Warfarin (Coumadin), an anticoagulant, depletes vitamin K and causes severe
vascular calcification in rats. Bisphosphonate drugs can prevent this harmful
side effect. Coumadin patients cannot take vitamin K supplements and are even
told to avoid foods rich in vitamin K.
Though the speaker did not go into the neuroprotective role of vitamin K, it
is worth noting that some researchers think that supplementing with vitamin K
may help prevent Alzheimer's disease and ward off stroke. This is due to the
ability of vitamin K to reduce neuronal damage by protecting the vascular
system, guarding against inflammation and blocking excess infiltration of
calcium into brain cells. Vitamin K is also involved in regulating important
brain enzymes and growth factors. It seems that we are discovering more and more
functions of this remarkable anti-aging vitamin.
Vitamin K from supplements is more bioavailable than dietary vitamin K, Wood
pointed out. Since vitamin K is fat-soluble, it's a good idea to add olive oil
(itself a source of vitamin K) or another healthy fat when you eat dark green
vegetables such as spinach, broccoli, kale, green cabbage, brussels sprouts or
lettuce (even pale lettuce such as iceberg supplies some vitamin K). Green
plants supply the form of vitamin K called phylloquinone, or vitamin K-1. Our
intestinal bacteria convert K1 to K2, or menaquinone (actually there are several
menaquinones), the active hormonal form. Some menaquinone is also found in
fermented products such as cheese or natto, a fermented soybean product, and in
liver, meat and egg yolk.
As has been jocularly observed, as we age, we turn to stone. We calcify. More
accurately, our arteries and organs calcify, while our bones decalcify. Vitamin
K is an essential resource against this pathology of aging.

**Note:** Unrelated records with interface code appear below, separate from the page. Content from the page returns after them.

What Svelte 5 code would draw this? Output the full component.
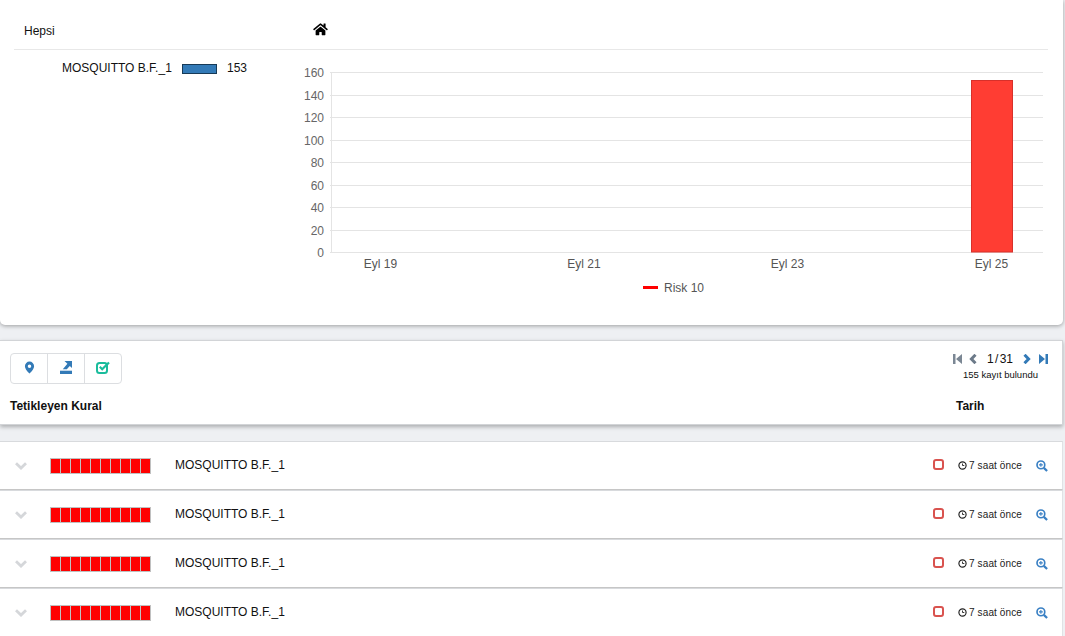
<script>
  const ticks = [160,140,120,100,80,60,40,20,0];
  const xLabels = [['Eyl 19',380.5],['Eyl 21',584],['Eyl 23',787.5],['Eyl 25',991.5]];
  const rows = [1,2,3,4];
  const cells = Array.from({length:10});
  const tickY = (t) => 252.5 - t * 22.5 / 20;
  const gridY = (t) => Math.floor(tickY(t)) + 0.5;
  const labelY = (t) => Math.ceil(tickY(t) + 4.5);
</script>

<div class="page">
  <section class="card top">
    <div class="head">
      <div class="all">Hepsi</div>
      <svg class="home" viewBox="0 0 576 512" aria-hidden="true"><path d="M280 148 96 300v164a16 16 0 0 0 16 16l112-.3a16 16 0 0 0 16-16V368a16 16 0 0 1 16-16h64a16 16 0 0 1 16 16v95.600a16 16 0 0 0 16 16l112 .4a16 16 0 0 0 16-16V300L296 148a12 12 0 0 0-16 0Z"/><path d="M571 236l-83-69V28a12 12 0 0 0-12-12h-56a12 12 0 0 0-12 12v73l-90-74a48 48 0 0 0-61 0L5 236a12 12 0 0 0-2 17l26 31a12 12 0 0 0 17 2L280 93a12 12 0 0 1 16 0l234 193a12 12 0 0 0 17-2l26-31a12 12 0 0 0-2-17Z"/></svg>
    </div>
    <div class="body">
      <div class="summary">
        <span class="sname">MOSQUITTO B.F._1</span>
        <span class="sbar"></span>
        <span class="scount">153</span>
      </div>
      <svg class="chart" width="1065" height="275" viewBox="0 50 1065 275">
        {#each ticks as t}
          <line x1="330" x2="1043" y1={gridY(t)} y2={gridY(t)} class="grid" />
          <text x="324" y={labelY(t)} text-anchor="end" class="tick">{t}</text>
        {/each}
        <line x1="331.500" x2="331.500" y1="72" y2="252" class="grid" />
        <rect x="971.500" y="80.500" width="41" height="171.500" class="bar" />
        {#each xLabels as [l, x]}
          <text x={x} y="268" text-anchor="middle" class="xl">{l}</text>
        {/each}
        <line x1="643" x2="658" y1="287.500" y2="287.500" class="leg" />
        <text x="664" y="292" class="xl">Risk 10</text>
      </svg>
    </div>
  </section>

  <section class="card toolbar">
    <div class="tool-top">
      <div class="btns">
        <button aria-label="Konum"><svg viewBox="0 0 12 14" width="11" height="13"><path fill="#337ab7" fill-rule="evenodd" d="M6 0.500a5 5 0 0 0-5 5c0 3 3.500 6.500 5 8 1.500-1.500 5-5 5-8a5 5 0 0 0-5-5Zm0 3.200a1.900 1.900 0 1 1 0 3.800 1.900 1.900 0 0 1 0-3.800Z"/></svg></button>
        <button aria-label="Aktar"><svg viewBox="0 0 12 13" width="12" height="13"><path fill="#337ab7" d="M0 9.700h12V13H0z"/><path fill="#337ab7" d="M4.500 0H12v7L9.800 4.900 6.800 8.300H2.800L7.400 2.800Z"/></svg></button>
        <button aria-label="Onayla"><svg viewBox="0 0 14 13" width="14" height="13"><rect x="1" y="2" width="10" height="10" rx="2.500" fill="none" stroke="#1abc9c" stroke-width="2"/><path d="M3.800 5.800l2.400 2.400L13 1.500" fill="none" stroke="#1abc9c" stroke-width="2.200"/></svg></button>
      </div>
      <div class="pager">
        <div class="pg">
          <svg viewBox="0 0 9 10" width="9" height="10"><path fill="#7b8794" d="M0 0h2.500v10H0zM9 0v10L3 5z"/></svg>
          <svg class="prev" viewBox="0 0 8 10" width="8" height="10"><path fill="none" stroke="#6c7a89" stroke-width="3" d="M6.500 .8 2.400 5l4.100 4.200"/></svg>
          <span class="pnum">1 / 31</span>
          <svg class="next" viewBox="0 0 8 10" width="8" height="10"><path fill="none" stroke="#337ab7" stroke-width="3" d="M1.500 .8 5.600 5 1.500 9.200"/></svg>
          <svg class="last" viewBox="0 0 9 10" width="9" height="10"><path fill="#337ab7" d="M9 0H6.500v10H9zM0 0v10l6-5z"/></svg>
        </div>
        <div class="found">155 kayıt bulundu</div>
      </div>
    </div>
    <div class="cols">
      <span>Tetikleyen Kural</span>
      <span class="tarih">Tarih</span>
    </div>
  </section>

  <section class="list">
    {#each rows as r}
      <div class="row">
        <svg class="chev" viewBox="0 0 12 8" width="12" height="8"><path fill="none" stroke="#d5d7da" stroke-width="2.800" d="M1 1.200l5 4.800 5-4.800"/></svg>
        <div class="risk">
          {#each cells as _}<span></span>{/each}
        </div>
        <span class="name">MOSQUITTO B.F._1</span>
        <span class="check"></span>
        <svg class="clock" viewBox="0 0 10 10" width="9" height="9"><circle cx="5" cy="5" r="4" fill="none" stroke="#222" stroke-width="1.300"/><path d="M5 2.800V5h2" fill="none" stroke="#222" stroke-width="1"/></svg>
        <span class="time">7 saat önce</span>
        <svg class="zoom" viewBox="0 0 13 13" width="12" height="12"><circle cx="5.300" cy="5.300" r="4.200" fill="none" stroke="#3a80c4" stroke-width="1.800"/><path d="M8.500 8.500l3.500 3.500" stroke="#3a80c4" stroke-width="2.400"/><path d="M3.200 5.300h4.200M5.300 3.200v4.200" stroke="#3a80c4" stroke-width="1.200"/></svg>
      </div>
    {/each}
  </section>
</div>

<style>
  :global(body) {
    margin: 0;
    background: #eef0f3;
    overflow: hidden;
  }
  .page {
    height: 636px;
    overflow: hidden;
    font-family: "Liberation Sans", Arial, sans-serif;
    font-size: 12px;
    color: #111;
  }
  .card {
    width: 1063px;
    background: #fff;
    box-sizing: border-box;
  }
  .top {
    height: 325px;
    border-radius: 0 0 5px 5px;
    box-shadow: 0 1px 4px rgba(0,0,0,.35);
    padding: 0 15px 0 14px;
  }
  .head {
    display: flex;
    align-items: center;
    height: 49px;
    width: 1034px;
    border-bottom: 1px solid #e8e8e8;
    position: relative;
  }
  .all {
    margin-left: 10px;
    padding-top: 12px;
    width: 289px;
  }
  .home {
    width: 15px;
    height: 13px;
    fill: #000;
    margin-top: 10px;
  }
  .body {
    position: relative;
    height: 275px;
  }
  .summary {
    display: flex;
    align-items: center;
    padding: 10px 0 0 48px;
    height: 15px;
  }
  .sname {
    color: #111;
    width: 120px;
  }
  .sbar {
    width: 33px;
    height: 8px;
    background: #337ab7;
    border: 1px solid #173a57;
    margin: 2px 10px 0 0;
  }
  .chart {
    position: absolute;
    left: -14px;
    top: 0;
  }
  .grid {
    stroke: #e4e4e4;
    stroke-width: 1;
  }
  .tick {
    font-size: 12px;
    fill: #666;
  }
  .xl {
    font-size: 12px;
    fill: #555;
  }
  .bar {
    fill: #ff3d33;
    stroke: #d8302a;
    stroke-width: 1;
  }
  .leg {
    stroke: #f00;
    stroke-width: 3;
  }
  .toolbar {
    margin-top: 15px;
    height: 85px;
    border: 1px solid #d2d4d7;
    border-left: 0;
    box-shadow: 0 2px 4px rgba(0,0,0,.28);
    padding: 12px 0 0 10px;
  }
  .tool-top {
    display: flex;
    justify-content: space-between;
    height: 33px;
  }
  .btns {
    display: flex;
    height: 31px;
    width: 112px;
    box-sizing: border-box;
    border: 1px solid #dcdee1;
    border-radius: 4px;
  }
  .btns button {
    flex: 1;
    background: none;
    border: 0;
    padding: 0 0 3px;
    display: flex;
    align-items: center;
    justify-content: center;
    border-left: 1px solid #dcdee1;
  }
  .btns button:first-child {
    border-left: 0;
  }
  .pager {
    width: 109px;
  }
  .pg {
    display: flex;
    align-items: center;
    height: 13px;
    margin-top: -1px;
  }
  .prev {
    margin-left: 7px;
  }
  .pnum {
    width: 36px;
    margin-left: 10px;
    white-space: nowrap;
    word-spacing: -2px;
  }
  .next {
    margin-right: 8px;
  }
  .found {
    font-size: 9.500px;
    margin-top: 4px;
    padding-left: 10px;
    white-space: nowrap;
  }
  .cols {
    display: flex;
    justify-content: space-between;
    font-weight: bold;
    padding-top: 13px;
    line-height: 14px;
  }
  .tarih {
    width: 106px;
  }
  .list {
    margin-top: 16px;
    width: 1063px;
  }
  .row {
    height: 47px;
    background: #fff;
    display: flex;
    align-items: center;
    border-top: 1px solid #d8dadd;
    border-bottom: 1px solid #c6c6c6;
    border-right: 1px solid #e0e2e5;
    padding-left: 15px;
  }
  .chev {
    margin-top: 1px;
    width: 12px;
  }
  .risk {
    display: flex;
    margin-left: 23px;
    border: 1px solid #c0c0c0;
    background: #c0c0c0;
    gap: 1px;
    margin-top: 1px;
  }
  .risk span {
    width: 9px;
    height: 14px;
    background: #f00;
  }
  .name {
    margin-left: 24px;
    margin-top: -2px;
    width: 758px;
    color: #111;
  }
  .check {
    width: 11px;
    height: 11px;
    box-sizing: border-box;
    border: 2px solid #d9534f;
    border-radius: 3px;
    margin-right: 14px;
    margin-top: -2px;
  }
  .clock {
    margin-right: 2px;
  }
  .time {
    font-size: 10px;
    letter-spacing: .12px;
    width: 67px;
    white-space: nowrap;
    color: #222;
  }
</style>
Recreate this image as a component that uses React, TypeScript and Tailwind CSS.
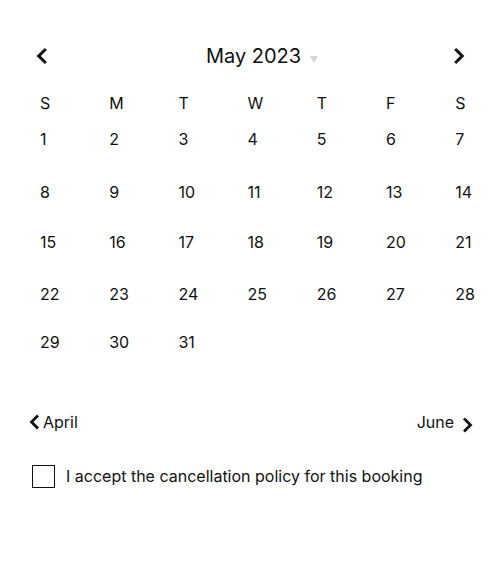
import React from 'react';

const weeks = [
  ['1', '2', '3', '4', '5', '6', '7'],
  ['8', '9', '10', '11', '12', '13', '14'],
  ['15', '16', '17', '18', '19', '20', '21'],
  ['22', '23', '24', '25', '26', '27', '28'],
  ['29', '30', '31', '', '', '', ''],
];

const rowGaps = ['mt-3', 'mt-[29px]', 'mt-[26px]', 'mt-[28px]', 'mt-6'];

function Chevron({ dir, className }: { dir: 'left' | 'right'; className?: string }) {
  return (
    <svg viewBox="0 0 12 16" className={className} fill="none" stroke="currentColor" strokeWidth={2.8} strokeLinecap="square" strokeLinejoin="miter">
      {dir === 'left' ? <polyline points="9,2.5 3.5,8 9,13.5" /> : <polyline points="3,2.5 8.5,8 3,13.5" />}
    </svg>
  );
}

function Row({ cells, className }: { cells: string[]; className?: string }) {
  return (
    <div className={`grid h-6 grid-cols-[repeat(6,69.2px)_1fr] items-center pl-10 leading-6 ${className ?? ''}`}>
      {cells.map((c, i) => (
        <span key={i}>{c}</span>
      ))}
    </div>
  );
}

export default function App() {
  return (
    <div className="min-h-[577px] w-[500px] overflow-hidden bg-white text-[16px] text-[#111] [font-family:Inter,'Liberation_Sans',sans-serif]">
      <div className="flex items-center justify-between pl-[35px] pr-[34px] pt-[47px]">
        <Chevron dir="left" className="h-[18px] w-[13px]" />
        <div className="relative ml-[6px] text-[20px] leading-[18px]">
          May 2023
          <span className="absolute left-[calc(100%+9px)] top-[9px] h-0 w-0 border-x-[4px] border-t-[7px] border-x-transparent border-t-[#d4d4d4]" />
        </div>
        <Chevron dir="right" className="h-[18px] w-[13px]" />
      </div>

      <Row cells={['S', 'M', 'T', 'W', 'T', 'F', 'S']} className="mt-[26px]" />
      {weeks.map((w, i) => (
        <Row key={i} cells={w} className={rowGaps[i]} />
      ))}

      <div className="mt-[56px] flex items-center justify-between pl-[28px] pr-[26px]">
        <div className="flex items-center gap-[3px]">
          <Chevron dir="left" className="h-[16px] w-[12px]" />
          <span className="leading-6">April</span>
        </div>
        <div className="flex items-center gap-[8px]">
          <span className="leading-6">June</span>
          <Chevron dir="right" className="mt-[6px] h-[16px] w-[12px]" />
        </div>
      </div>

      <label className="mt-[30px] flex items-center gap-[11px] pl-[32px]">
        <span className="h-[23px] w-[23px] border border-[#111] bg-white" />
        <span className="leading-6">I accept the cancellation policy for this booking</span>
      </label>
    </div>
  );
}
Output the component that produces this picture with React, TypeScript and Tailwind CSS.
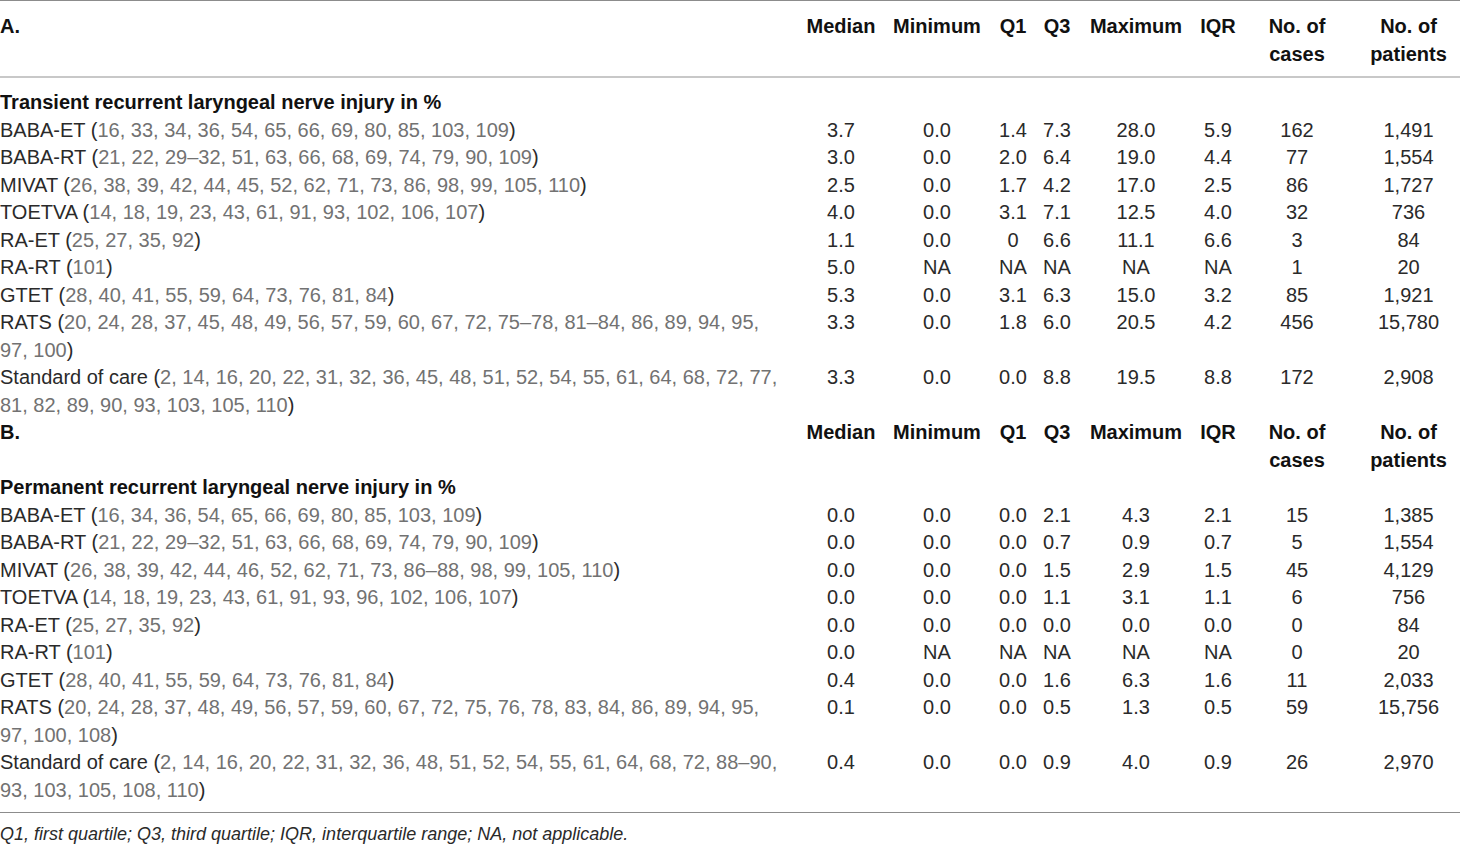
type Row = {
  name: string
  refs: string
  values: string[]
}

const transient: Row[] = [
  { name: 'BABA-ET', refs: '16, 33, 34, 36, 54, 65, 66, 69, 80, 85, 103, 109', values: ['3.7', '0.0', '1.4', '7.3', '28.0', '5.9', '162', '1,491'] },
  { name: 'BABA-RT', refs: '21, 22, 29–32, 51, 63, 66, 68, 69, 74, 79, 90, 109', values: ['3.0', '0.0', '2.0', '6.4', '19.0', '4.4', '77', '1,554'] },
  { name: 'MIVAT', refs: '26, 38, 39, 42, 44, 45, 52, 62, 71, 73, 86, 98, 99, 105, 110', values: ['2.5', '0.0', '1.7', '4.2', '17.0', '2.5', '86', '1,727'] },
  { name: 'TOETVA', refs: '14, 18, 19, 23, 43, 61, 91, 93, 102, 106, 107', values: ['4.0', '0.0', '3.1', '7.1', '12.5', '4.0', '32', '736'] },
  { name: 'RA-ET', refs: '25, 27, 35, 92', values: ['1.1', '0.0', '0', '6.6', '11.1', '6.6', '3', '84'] },
  { name: 'RA-RT', refs: '101', values: ['5.0', 'NA', 'NA', 'NA', 'NA', 'NA', '1', '20'] },
  { name: 'GTET', refs: '28, 40, 41, 55, 59, 64, 73, 76, 81, 84', values: ['5.3', '0.0', '3.1', '6.3', '15.0', '3.2', '85', '1,921'] },
  { name: 'RATS', refs: '20, 24, 28, 37, 45, 48, 49, 56, 57, 59, 60, 67, 72, 75–78, 81–84, 86, 89, 94, 95, 97, 100', values: ['3.3', '0.0', '1.8', '6.0', '20.5', '4.2', '456', '15,780'] },
  { name: 'Standard of care', refs: '2, 14, 16, 20, 22, 31, 32, 36, 45, 48, 51, 52, 54, 55, 61, 64, 68, 72, 77, 81, 82, 89, 90, 93, 103, 105, 110', values: ['3.3', '0.0', '0.0', '8.8', '19.5', '8.8', '172', '2,908'] },
]

const permanent: Row[] = [
  { name: 'BABA-ET', refs: '16, 34, 36, 54, 65, 66, 69, 80, 85, 103, 109', values: ['0.0', '0.0', '0.0', '2.1', '4.3', '2.1', '15', '1,385'] },
  { name: 'BABA-RT', refs: '21, 22, 29–32, 51, 63, 66, 68, 69, 74, 79, 90, 109', values: ['0.0', '0.0', '0.0', '0.7', '0.9', '0.7', '5', '1,554'] },
  { name: 'MIVAT', refs: '26, 38, 39, 42, 44, 46, 52, 62, 71, 73, 86–88, 98, 99, 105, 110', values: ['0.0', '0.0', '0.0', '1.5', '2.9', '1.5', '45', '4,129'] },
  { name: 'TOETVA', refs: '14, 18, 19, 23, 43, 61, 91, 93, 96, 102, 106, 107', values: ['0.0', '0.0', '0.0', '1.1', '3.1', '1.1', '6', '756'] },
  { name: 'RA-ET', refs: '25, 27, 35, 92', values: ['0.0', '0.0', '0.0', '0.0', '0.0', '0.0', '0', '84'] },
  { name: 'RA-RT', refs: '101', values: ['0.0', 'NA', 'NA', 'NA', 'NA', 'NA', '0', '20'] },
  { name: 'GTET', refs: '28, 40, 41, 55, 59, 64, 73, 76, 81, 84', values: ['0.4', '0.0', '0.0', '1.6', '6.3', '1.6', '11', '2,033'] },
  { name: 'RATS', refs: '20, 24, 28, 37, 48, 49, 56, 57, 59, 60, 67, 72, 75, 76, 78, 83, 84, 86, 89, 94, 95, 97, 100, 108', values: ['0.1', '0.0', '0.0', '0.5', '1.3', '0.5', '59', '15,756'] },
  { name: 'Standard of care', refs: '2, 14, 16, 20, 22, 31, 32, 36, 48, 51, 52, 54, 55, 61, 64, 68, 72, 88–90, 93, 103, 105, 108, 110', values: ['0.4', '0.0', '0.0', '0.9', '4.0', '0.9', '26', '2,970'] },
]

function HeaderRow({ label, first }: { label: string; first?: boolean }) {
  const pad = first ? 'pt-[12px] pb-[8px] border-b-2 border-[#c8c8c8]' : ''
  const cell = `font-bold align-top whitespace-nowrap text-[#111] ${pad}`
  return (
    <tr className={first ? 'border-t border-[#8c8c8c]' : ''}>
      <th className={`text-left ${cell}`}>{label}</th>
      <th className={cell}>Median</th>
      <th className={cell}>Minimum</th>
      <th className={cell}>Q1</th>
      <th className={cell}>Q3</th>
      <th className={cell}>Maximum</th>
      <th className={cell}>IQR</th>
      <th className={cell}>
        No. of
        <br />
        cases
      </th>
      <th className={cell}>
        No. of
        <br />
        patients
      </th>
    </tr>
  )
}

function DataRows({ rows, last }: { rows: Row[]; last?: boolean }) {
  return (
    <>
      {rows.map((row, i) => {
        const end = last && i === rows.length - 1
        return (
          <tr key={row.name} className={end ? 'border-b border-[#8c8c8c]' : ''}>
            <td className={`text-left align-top pr-[7px] ${end ? 'pb-[8px]' : ''}`}>
              {row.name} (<span className="text-[#727272]">{row.refs}</span>)
            </td>
            {row.values.map((v, j) => (
              <td key={j} className="text-center align-top whitespace-nowrap">
                {v}
              </td>
            ))}
          </tr>
        )
      })}
    </>
  )
}

export default function App() {
  return (
    <div className="w-[1460px] h-[845px] bg-white text-[#2a2a2a] font-['Liberation_Sans',Arial,sans-serif] overflow-hidden">
      <table className="w-[1460px] table-fixed border-collapse text-[20px] leading-[27.5px]">
        <colgroup>
          <col className="w-[793px]" />
          <col className="w-[96px]" />
          <col className="w-[96px]" />
          <col className="w-[56px]" />
          <col className="w-[32px]" />
          <col className="w-[126px]" />
          <col className="w-[38px]" />
          <col className="w-[120px]" />
          <col className="w-[103px]" />
        </colgroup>
        <tbody>
          <HeaderRow label="A." first />
          <tr>
            <td colSpan={9} className="pt-[11px] font-bold text-left text-[#111]">
              Transient recurrent laryngeal nerve injury in %
            </td>
          </tr>
          <DataRows rows={transient} />
          <HeaderRow label="B." />
          <tr>
            <td colSpan={9} className="font-bold text-left text-[#111]">
              Permanent recurrent laryngeal nerve injury in %
            </td>
          </tr>
          <DataRows rows={permanent} last />
        </tbody>
      </table>
      <p className="mt-[10px] italic text-[18px] leading-[22px] text-[#2a2a2a]">
        Q1, first quartile; Q3, third quartile; IQR, interquartile range; NA, not applicable.
      </p>
    </div>
  )
}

The role of dysregulated calcium metabolism in aging-related degenerative
disorders, as well as the corrective role of magnesium, vitamin D and vitamin K,
is finally beginning to get much-deserved attention. Supplementation with
calcium alone is obviously not enough; some think it might even be harmful. It
is critical to help the aging body control calcium. Vitamin K is the latest
addition to our arsenal.